▶ **WRITTEN PROBLEM**
Your task is to retype the lines from the opening of the material through the line that includes "1L12 12M12 1L1". Do not copy the pictures.

────────

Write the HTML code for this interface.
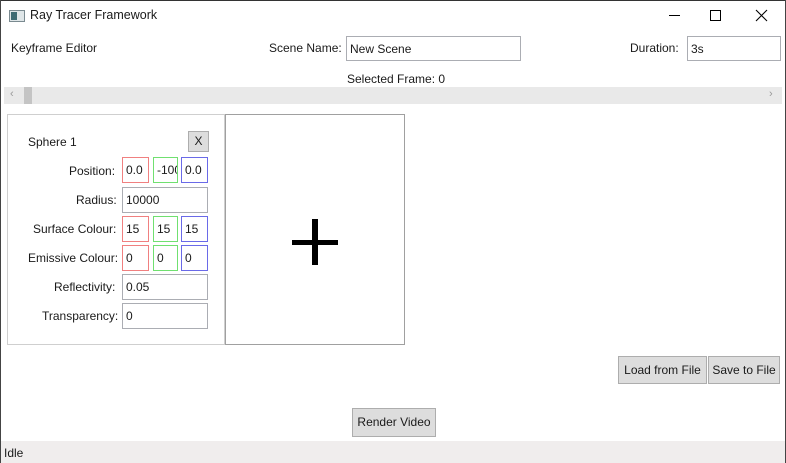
<!DOCTYPE html>
<html><head><style>
*{box-sizing:border-box;margin:0;padding:0}
body{width:786px;height:463px;overflow:hidden;background:#fff;font-family:"Liberation Sans",sans-serif;font-size:12px;color:#1a1a1a;position:relative}
.a{position:absolute;white-space:nowrap}
.tb{position:absolute;border:1px solid #abadb3;background:#fff;padding:2px 0 0 3px;line-height:20px;overflow:hidden}
.r{border:1px solid #f08080 !important}
.g{border:1px solid #70e070 !important}
.b{border:1px solid #6a6ae8 !important}
.btn{position:absolute;background:#dddddd;border:1px solid #adadad;text-align:center}
</style></head><body>
<div class="a" style="left:0;top:0;width:786px;height:1px;background:#333"></div>
<div class="a" style="left:0;top:0;width:1px;height:463px;background:#444"></div>
<div class="a" style="left:785px;top:0;width:1px;height:463px;background:#444"></div>
<div class="a" style="left:9px;top:10px;width:16px;height:12px;border:1px solid #7a8a90;background:#dfe6e8"></div>
<div class="a" style="left:11px;top:12px;width:6px;height:8px;background:#3e6b73"></div>
<div class="a" style="left:30px;top:8px;font-size:12.5px">Ray Tracer Framework</div>
<div class="a" style="left:669px;top:15px;width:11px;height:1px;background:#000"></div>
<div class="a" style="left:710px;top:10px;width:11px;height:11px;border:1px solid #000"></div>
<svg class="a" style="left:755px;top:9px" width="13" height="13"><path d="M1 1L12 12M12 1L1 12" stroke="#000" stroke-width="1.1"/></svg>

<div class="a" style="left:11px;top:41px">Keyframe Editor</div>
<div class="a" style="left:269px;top:41px">Scene Name:</div>
<div class="tb" style="left:346px;top:36px;width:175px;height:25px">New Scene</div>
<div class="a" style="left:630px;top:41px">Duration:</div>
<div class="tb" style="left:687px;top:36px;width:94px;height:25px">3s</div>
<div class="a" style="left:347px;top:72px">Selected Frame: 0</div>
<div class="a" style="left:4px;top:87px;width:778px;height:17px;background:#e9e9e9"></div>
<div class="a" style="left:24px;top:87px;width:8px;height:17px;background:#c4c4c4"></div>
<div class="a" style="left:10px;top:88px;color:#999;font-size:11px">‹</div>
<div class="a" style="left:769px;top:88px;color:#999;font-size:11px">›</div>

<div class="a" style="left:7px;top:114px;width:218px;height:231px;border:1px solid #cfcfcf"></div>
<div class="a" style="left:225px;top:114px;width:180px;height:231px;border:1px solid #a0a0a0"></div>
<div class="a" style="left:292px;top:240px;width:46px;height:5px;background:#000"></div>
<div class="a" style="left:312px;top:219px;width:6px;height:46px;background:#000"></div>

<div class="a" style="left:28px;top:135px">Sphere 1</div>
<div class="btn" style="left:188px;top:131px;width:21px;height:21px;line-height:19px">X</div>
<div class="a" style="left:69px;top:164px">Position:</div>
<div class="tb r" style="left:122px;top:157px;width:27px;height:26px">0.0</div>
<div class="tb g" style="left:153px;top:157px;width:25px;height:26px">-100</div>
<div class="tb b" style="left:181px;top:157px;width:27px;height:26px">0.0</div>
<div class="a" style="left:76px;top:193px">Radius:</div>
<div class="tb" style="left:122px;top:187px;width:86px;height:26px">10000</div>
<div class="a" style="left:33px;top:222px">Surface Colour:</div>
<div class="tb r" style="left:122px;top:216px;width:27px;height:26px">15</div>
<div class="tb g" style="left:153px;top:216px;width:25px;height:26px">15</div>
<div class="tb b" style="left:181px;top:216px;width:27px;height:26px">15</div>
<div class="a" style="left:28px;top:251px">Emissive Colour:</div>
<div class="tb r" style="left:122px;top:245px;width:27px;height:26px">0</div>
<div class="tb g" style="left:153px;top:245px;width:25px;height:26px">0</div>
<div class="tb b" style="left:181px;top:245px;width:27px;height:26px">0</div>
<div class="a" style="left:54px;top:280px">Reflectivity:</div>
<div class="tb" style="left:122px;top:274px;width:86px;height:26px">0.05</div>
<div class="a" style="left:42px;top:309px">Transparency:</div>
<div class="tb" style="left:122px;top:303px;width:86px;height:26px">0</div>

<div class="btn" style="left:618px;top:356px;width:89px;height:28px;line-height:26px">Load from File</div>
<div class="btn" style="left:708px;top:356px;width:72px;height:28px;line-height:26px">Save to File</div>
<div class="btn" style="left:352px;top:408px;width:84px;height:29px;line-height:27px">Render Video</div>

<div class="a" style="left:1px;top:441px;width:784px;height:22px;background:#f0eded"></div>
<div class="a" style="left:4px;top:446px">Idle</div>
</body></html>
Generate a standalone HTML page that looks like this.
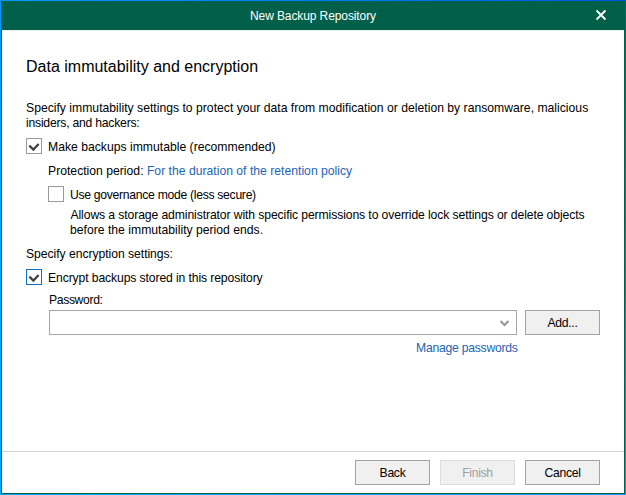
<!DOCTYPE html>
<html><head><meta charset="utf-8">
<style>
html,body{margin:0;padding:0;width:626px;height:495px;overflow:hidden;background:#fff;}
body{position:relative;font-family:"Liberation Sans",sans-serif;font-size:12.2px;color:#000;}
.a{position:absolute;white-space:nowrap;line-height:15px;}
#inner{position:absolute;left:1px;top:1px;width:622px;height:492px;border:1px solid #02604a;border-top:none;}
#titlebar{position:absolute;left:1px;top:1px;width:624px;height:29px;background:#02604a;}
#title{color:#fff;font-size:12px;letter-spacing:-0.1px}
.link{color:#1d64b6;}
.cb{position:absolute;width:14px;height:14px;border:1px solid #999999;background:#fff;}
.cb svg{position:absolute;left:-1px;top:-1px;}
.btn{position:absolute;box-sizing:border-box;height:25px;width:75px;border:1px solid #a3a3a3;background:#f0f0f0;text-align:center;line-height:25px;letter-spacing:-0.3px;}
</style></head><body>
<div style="position:absolute;left:0;top:0;width:626px;height:1px;background:linear-gradient(90deg,#0098ff,#0088ff 25%,#0070f0 70%,#0052e0)"></div>
<div style="position:absolute;left:0;top:0;width:1px;height:495px;background:linear-gradient(180deg,#0098ff,#00a8ff 40%,#00aaff)"></div>
<div style="position:absolute;left:625px;top:0;width:1px;height:495px;background:linear-gradient(180deg,#0052e0,#0070ff 45%,#1a92ff)"></div>
<div style="position:absolute;left:0;top:494px;width:626px;height:1px;background:linear-gradient(90deg,#00aaff,#1aa0ff 60%,#2298ff)"></div>
<div id="inner"></div>
<div id="titlebar"></div>
<div class="a" id="title" style="left:250px;top:9px;">New Backup Repository</div>
<svg style="position:absolute;left:595px;top:9px" width="12" height="12" viewBox="0 0 12 12"><path d="M1.5 1.5 L10.5 10.5 M10.5 1.5 L1.5 10.5" stroke="#fff" stroke-width="1.8"/></svg>
<div style="position:absolute;left:2px;top:30px;width:622px;height:1px;background:#f3eeee"></div>

<div class="a" style="left:26px;top:57px;font-size:16px;line-height:20px;">Data immutability and encryption</div>
<div class="a" style="left:26px;top:101px;">Specify immutability settings to protect your data from modification or deletion by ransomware, malicious</div>
<div class="a" style="left:26px;top:116px;letter-spacing:-0.23px;">insiders, and hackers:</div>

<div class="cb" style="left:26px;top:138px;"><svg width="16" height="16"><path d="M3.3 7.6 L7.4 11.6 L12.6 6" fill="none" stroke="#404040" stroke-width="2.2"/></svg></div>
<div class="a" style="left:48px;top:140px;">Make backups immutable (recommended)</div>
<div class="a" style="left:48px;top:164px;">Protection period: <span class="link">For the duration of the retention policy</span></div>

<div class="cb" style="left:48px;top:186px;"></div>
<div class="a" style="left:70px;top:188px;letter-spacing:-0.3px;">Use governance mode (less secure)</div>
<div class="a" style="left:70.5px;top:208px;letter-spacing:-0.11px;">Allows a storage administrator with specific permissions to override lock settings or delete objects</div>
<div class="a" style="left:70px;top:223px;">before the immutability period ends.</div>

<div class="a" style="left:26px;top:247px;letter-spacing:-0.05px;">Specify encryption settings:</div>
<div class="cb" style="left:26px;top:269px;border-color:#0f6fc6"><svg width="16" height="16"><path d="M3.3 7.6 L7.4 11.6 L12.6 6" fill="none" stroke="#404040" stroke-width="2.2"/></svg></div>
<div class="a" style="left:48px;top:271px;letter-spacing:-0.12px;">Encrypt backups stored in this repository</div>
<div class="a" style="left:49px;top:293px;letter-spacing:-0.37px;">Password:</div>

<div style="position:absolute;left:49px;top:310px;width:466px;height:23px;border:1px solid #a6a6a6;background:#fff"></div>
<svg style="position:absolute;left:498px;top:318px" width="12" height="10"><path d="M2.5 3 L6.5 7 L10.5 3" fill="none" stroke="#999" stroke-width="2.2"/></svg>
<div class="btn" style="left:525px;top:310px;">Add...</div>
<div class="a link" style="left:416px;top:340.5px;letter-spacing:-0.25px;">Manage passwords</div>

<div style="position:absolute;left:2px;top:451px;width:622px;height:1px;background:#d3d3d3"></div>
<div class="btn" style="left:355px;top:460px;">Back</div>
<div class="btn" style="left:440px;top:460px;color:#a0a0a0;border-color:#dcdcdc;">Finish</div>
<div class="btn" style="left:525px;top:460px;">Cancel</div>
</body></html>
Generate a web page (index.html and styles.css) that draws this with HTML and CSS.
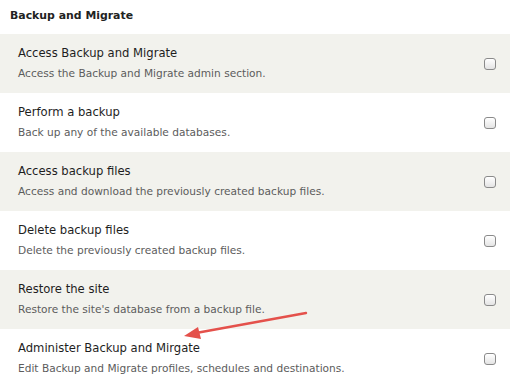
FILE: index.html
```html
<!DOCTYPE html>
<html>
<head>
<meta charset="utf-8">
<link rel="stylesheet" href="styles.css">
</head>
<body>
<div class="page">
  <h2 class="module">Backup and Migrate</h2>
  <ul class="perms">
    <li class="perm odd">
      <div class="info"><div class="title">Access Backup and Migrate</div><div class="desc">Access the Backup and Migrate admin section.</div></div>
      <input type="checkbox" class="cb">
    </li>
    <li class="perm">
      <div class="info"><div class="title">Perform a backup</div><div class="desc">Back up any of the available databases.</div></div>
      <input type="checkbox" class="cb">
    </li>
    <li class="perm odd">
      <div class="info"><div class="title">Access backup files</div><div class="desc">Access and download the previously created backup files.</div></div>
      <input type="checkbox" class="cb">
    </li>
    <li class="perm">
      <div class="info"><div class="title">Delete backup files</div><div class="desc">Delete the previously created backup files.</div></div>
      <input type="checkbox" class="cb">
    </li>
    <li class="perm odd">
      <div class="info"><div class="title">Restore the site</div><div class="desc">Restore the site's database from a backup file.</div></div>
      <input type="checkbox" class="cb">
    </li>
    <li class="perm">
      <div class="info"><div class="title">Administer Backup and Mirgate</div><div class="desc">Edit Backup and Migrate profiles, schedules and destinations.</div></div>
      <input type="checkbox" class="cb">
    </li>
  </ul>
  <svg class="arrow" width="510" height="385" viewBox="0 0 510 385">
    <line x1="306" y1="313" x2="196" y2="333" stroke="#e4514b" stroke-width="2.4" stroke-linecap="round"/>
    <polygon points="184,336 198,327 201,339" fill="#e4514b"/>
  </svg>
</div>
</body>
</html>
```
FILE: styles.css
```css
html, body {
  margin: 0;
  padding: 0;
  background: #fff;
}
.page {
  position: relative;
  width: 510px;
  height: 385px;
  overflow: hidden;
  font-family: "DejaVu Sans", "Noto Sans", sans-serif;
}
.module {
  margin: 0;
  height: 34px;
  box-sizing: border-box;
  padding: 8px 0 0 10px;
  font-size: 10.9px;
  font-weight: bold;
  line-height: 16px;
  color: #222;
}
.perms {
  list-style: none;
  margin: 0;
  padding: 0;
}
.perm {
  height: 59px;
  box-sizing: border-box;
  display: flex;
  align-items: center;
  justify-content: space-between;
  padding: 0 14px 0 18px;
  background: #fff;
}
.perm.odd {
  background: #f2f2ed;
}
.info {
  display: flex;
  flex-direction: column;
  gap: 5px;
  margin-top: -3px;
}
.title {
  font-size: 11.6px;
  line-height: 16px;
  color: #1e1e1e;
}
.desc {
  font-size: 10.6px;
  line-height: 14px;
  color: #5c5c5c;
}
.cb {
  -webkit-appearance: none;
  appearance: none;
  margin: 1px 0 0 0;
  width: 12px;
  height: 12px;
  box-sizing: border-box;
  border: 1px solid #8a8a8a;
  border-radius: 3px;
  background: linear-gradient(#ffffff, #e4e4e4);
  box-shadow: inset 0 1px 0 #fff;
}
.arrow {
  position: absolute;
  left: 0;
  top: 0;
  pointer-events: none;
}
```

────────

▶ **THE RESULT**
Write the HTML code for this interface.
<!DOCTYPE html>
<html><head><style>
*{box-sizing:border-box;margin:0;padding:0}
body{width:786px;height:463px;overflow:hidden;background:#fff;font-family:"Liberation Sans",sans-serif;font-size:12px;color:#1a1a1a;position:relative}
.a{position:absolute;white-space:nowrap}
.tb{position:absolute;border:1px solid #abadb3;background:#fff;padding:2px 0 0 3px;line-height:20px;overflow:hidden}
.r{border:1px solid #f08080 !important}
.g{border:1px solid #70e070 !important}
.b{border:1px solid #6a6ae8 !important}
.btn{position:absolute;background:#dddddd;border:1px solid #adadad;text-align:center}
</style></head><body>
<div class="a" style="left:0;top:0;width:786px;height:1px;background:#333"></div>
<div class="a" style="left:0;top:0;width:1px;height:463px;background:#444"></div>
<div class="a" style="left:785px;top:0;width:1px;height:463px;background:#444"></div>
<div class="a" style="left:9px;top:10px;width:16px;height:12px;border:1px solid #7a8a90;background:#dfe6e8"></div>
<div class="a" style="left:11px;top:12px;width:6px;height:8px;background:#3e6b73"></div>
<div class="a" style="left:30px;top:8px;font-size:12.5px">Ray Tracer Framework</div>
<div class="a" style="left:669px;top:15px;width:11px;height:1px;background:#000"></div>
<div class="a" style="left:710px;top:10px;width:11px;height:11px;border:1px solid #000"></div>
<svg class="a" style="left:755px;top:9px" width="13" height="13"><path d="M1 1L12 12M12 1L1 12" stroke="#000" stroke-width="1.1"/></svg>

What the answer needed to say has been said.